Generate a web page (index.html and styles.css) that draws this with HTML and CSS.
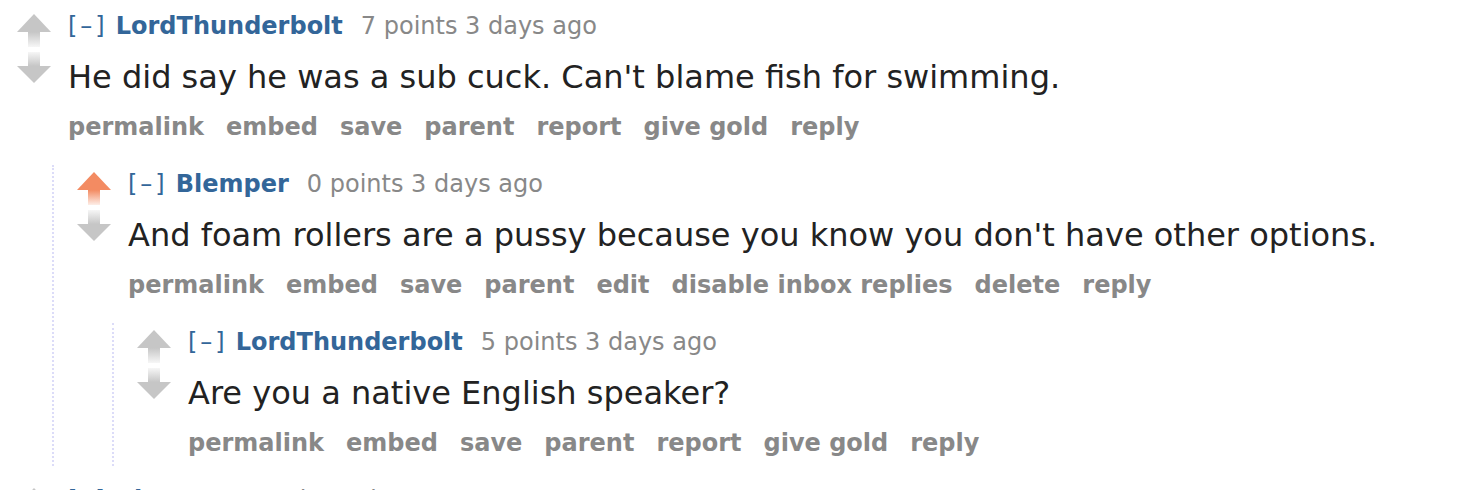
FILE: index.html
```html
<!DOCTYPE html>
<html lang="en">
<head>
<meta charset="utf-8">
<title>comments</title>
<link rel="stylesheet" href="styles.css">
</head>
<body>
<svg width="0" height="0" class="defs" aria-hidden="true">
  <defs>
    <linearGradient id="fadeUpGray" x1="0" y1="0" x2="0" y2="1">
      <stop offset="0" stop-color="#c6c6c6"/>
      <stop offset="1" stop-color="#c6c6c6" stop-opacity="0.15"/>
    </linearGradient>
    <linearGradient id="fadeDownGray" x1="0" y1="0" x2="0" y2="1">
      <stop offset="0" stop-color="#c6c6c6" stop-opacity="0.15"/>
      <stop offset="1" stop-color="#c6c6c6"/>
    </linearGradient>
    <linearGradient id="fadeUpOrange" x1="0" y1="0" x2="0" y2="1">
      <stop offset="0" stop-color="#f38b62"/>
      <stop offset="1" stop-color="#f38b62" stop-opacity="0.15"/>
    </linearGradient>
  </defs>
</svg>

<div class="thread">
  <div class="comment">
    <div class="row">
      <div class="midcol">
        <svg class="arrow" width="34" height="33" viewBox="0 0 34 33"><polygon points="17,0 34,18 0,18" fill="#c6c6c6"/><rect x="11" y="18" width="12" height="15" fill="url(#fadeUpGray)"/></svg>
        <svg class="arrow" width="34" height="31" viewBox="0 0 34 31"><rect x="11" y="0" width="12" height="14" fill="url(#fadeDownGray)"/><polygon points="0,14 34,14 17,31" fill="#c6c6c6"/></svg>
      </div>
      <div class="entry">
        <p class="tagline"><a class="expand">[–]</a><a class="author">LordThunderbolt</a><span class="score">7 points</span> <span class="time">3 days ago</span></p>
        <div class="md">He did say he was a sub cuck. Can't blame fish for swimming.</div>
        <ul class="buttons"><li>permalink</li><li>embed</li><li>save</li><li>parent</li><li>report</li><li>give gold</li><li>reply</li></ul>
      </div>
    </div>

    <div class="child">
      <div class="comment">
        <div class="row">
          <div class="midcol">
            <svg class="arrow" width="34" height="33" viewBox="0 0 34 33"><polygon points="17,0 34,18 0,18" fill="#f38b62"/><rect x="11" y="18" width="12" height="15" fill="url(#fadeUpOrange)"/></svg>
            <svg class="arrow" width="34" height="31" viewBox="0 0 34 31"><rect x="11" y="0" width="12" height="14" fill="url(#fadeDownGray)"/><polygon points="0,14 34,14 17,31" fill="#c6c6c6"/></svg>
          </div>
          <div class="entry">
            <p class="tagline"><a class="expand">[–]</a><a class="author">Blemper</a><span class="score">0 points</span> <span class="time">3 days ago</span></p>
            <div class="md">And foam rollers are a pussy because you know you don't have other options.</div>
            <ul class="buttons"><li>permalink</li><li>embed</li><li>save</li><li>parent</li><li>edit</li><li>disable inbox replies</li><li>delete</li><li>reply</li></ul>
          </div>
        </div>

        <div class="child last">
          <div class="comment">
            <div class="row">
              <div class="midcol">
                <svg class="arrow" width="34" height="33" viewBox="0 0 34 33"><polygon points="17,0 34,18 0,18" fill="#c6c6c6"/><rect x="11" y="18" width="12" height="15" fill="url(#fadeUpGray)"/></svg>
                <svg class="arrow" width="34" height="31" viewBox="0 0 34 31"><rect x="11" y="0" width="12" height="14" fill="url(#fadeDownGray)"/><polygon points="0,14 34,14 17,31" fill="#c6c6c6"/></svg>
              </div>
              <div class="entry">
                <p class="tagline"><a class="expand">[–]</a><a class="author">LordThunderbolt</a><span class="score">5 points</span> <span class="time">3 days ago</span></p>
                <div class="md">Are you a native English speaker?</div>
                <ul class="buttons"><li>permalink</li><li>embed</li><li>save</li><li>parent</li><li>report</li><li>give gold</li><li>reply</li></ul>
              </div>
            </div>
          </div>
        </div>
      </div>
    </div>
  </div>

  <div class="comment next">
    <div class="row">
      <div class="midcol">
        <svg class="arrow" width="34" height="33" viewBox="0 0 34 33"><polygon points="17,0 34,18 0,18" fill="#c6c6c6"/><rect x="11" y="18" width="12" height="15" fill="url(#fadeUpGray)"/></svg>
      </div>
      <div class="entry">
        <p class="tagline"><a class="expand">[–]</a><a class="author">Blemper</a><span class="score">1 point</span> <span class="time">3 days ago</span></p>
      </div>
    </div>
  </div>
</div>
</body>
</html>
```

FILE: styles.css
```css
html, body {
  margin: 0;
  padding: 0;
  background: #ffffff;
}

body {
  font-family: "DejaVu Sans", Verdana, sans-serif;
  color: #222222;
  overflow: hidden;
}

.defs {
  position: absolute;
  width: 0;
  height: 0;
}

.thread {
  padding: 12px 0 0 17px;
}

.row {
  display: flex;
  align-items: flex-start;
}

.midcol {
  flex: none;
  width: 34px;
  margin-right: 17px;
  padding-top: 2px;
  display: flex;
  flex-direction: column;
  gap: 5px;
}

.arrow {
  display: block;
}

.entry {
  min-width: 0;
}

.tagline {
  margin: 0;
  font-size: 24px;
  line-height: 28px;
  color: #888888;
  white-space: nowrap;
}

.expand {
  color: #369;
  letter-spacing: 3px;
  margin-right: 8px;
}

.author {
  color: #369;
  font-weight: bold;
  margin-right: 18px;
}

.md {
  margin-top: 17px;
  font-size: 32px;
  line-height: 40px;
  color: #222222;
  white-space: nowrap;
}

.buttons {
  list-style: none;
  margin: 16px 0 0 0;
  padding: 0;
  display: flex;
  gap: 22px;
  font-size: 24px;
  line-height: 28px;
  font-weight: bold;
  color: #888888;
  white-space: nowrap;
}

.child {
  margin-top: 24px;
  margin-left: 35px;
  padding: 5px 0 0 23px;
  border-left: 2px dotted #dcdcf8;
}

.child.last {
  padding-bottom: 9px;
}

.comment.next {
  margin-top: 20px;
}
```
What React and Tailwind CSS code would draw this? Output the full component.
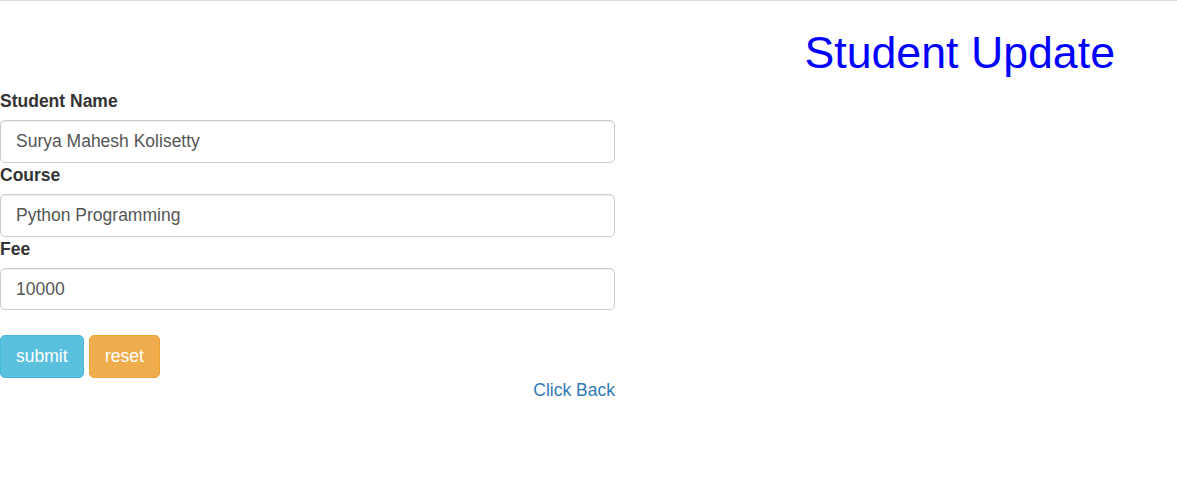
import React from "react";

export default function App() {
  return (
    <div
      className="min-h-[481px] w-full border-t border-[#d9d9d9] bg-white text-[#333]"
      style={{ fontFamily: '"Liberation Sans", Arial, sans-serif' }}
    >
      <div className="flex justify-end pr-[62px] pt-[26.5px]">
        <h1 className="text-[44.7px] leading-[49.5px] font-normal text-[#0000ff]">Student Update</h1>
      </div>
      <form className="mt-[12px] w-[615px]">
        <label className="block text-[17.5px] leading-[25px] font-bold text-[#333] mb-[6.25px]">Student Name</label>
        <input
          className="block w-full h-[42.5px] px-[15px] py-[7.5px] text-[17.5px] leading-[25px] text-[#555] border border-[#ccc] rounded-[5px] shadow-[inset_0_1px_1px_rgba(0,0,0,0.075)] outline-none"
          defaultValue="Surya Mahesh Kolisetty"
        />
        <label className="block text-[17.5px] leading-[25px] font-bold text-[#333] mb-[6.25px]">Course</label>
        <input
          className="block w-full h-[42.5px] px-[15px] py-[7.5px] text-[17.5px] leading-[25px] text-[#555] border border-[#ccc] rounded-[5px] shadow-[inset_0_1px_1px_rgba(0,0,0,0.075)] outline-none"
          defaultValue="Python Programming"
        />
        <label className="block text-[17.5px] leading-[25px] font-bold text-[#333] mb-[6.25px]">Fee</label>
        <input
          className="block w-full h-[42.5px] px-[15px] py-[7.5px] text-[17.5px] leading-[25px] text-[#555] border border-[#ccc] rounded-[5px] shadow-[inset_0_1px_1px_rgba(0,0,0,0.075)] outline-none"
          defaultValue="10000"
        />
        <div className="mt-[25px] flex gap-[5px]">
          <button
            type="button"
            className="h-[42.5px] px-[15px] text-[17.5px] leading-[25px] text-white bg-[#5bc0de] border border-[#46b8da] rounded-[5px]"
          >
            submit
          </button>
          <button
            type="button"
            className="h-[42.5px] px-[15.5px] text-[17.5px] leading-[25px] text-white bg-[#f0ad4e] border border-[#eea236] rounded-[5px]"
          >
            reset
          </button>
        </div>
        <div className="flex justify-end">
          <a href="#" className="text-[17.5px] leading-[25px] text-[#337ab7]">Click Back</a>
        </div>
      </form>
    </div>
  );
}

★ ★ ★ ★

Repeat only the lines from the one holding "What React and" to the one holding "import React from", both ends included, and drop the images.

▶ [WORKED ANSWER]
What React and Tailwind CSS code would draw this? Output the full component.
import React from "react";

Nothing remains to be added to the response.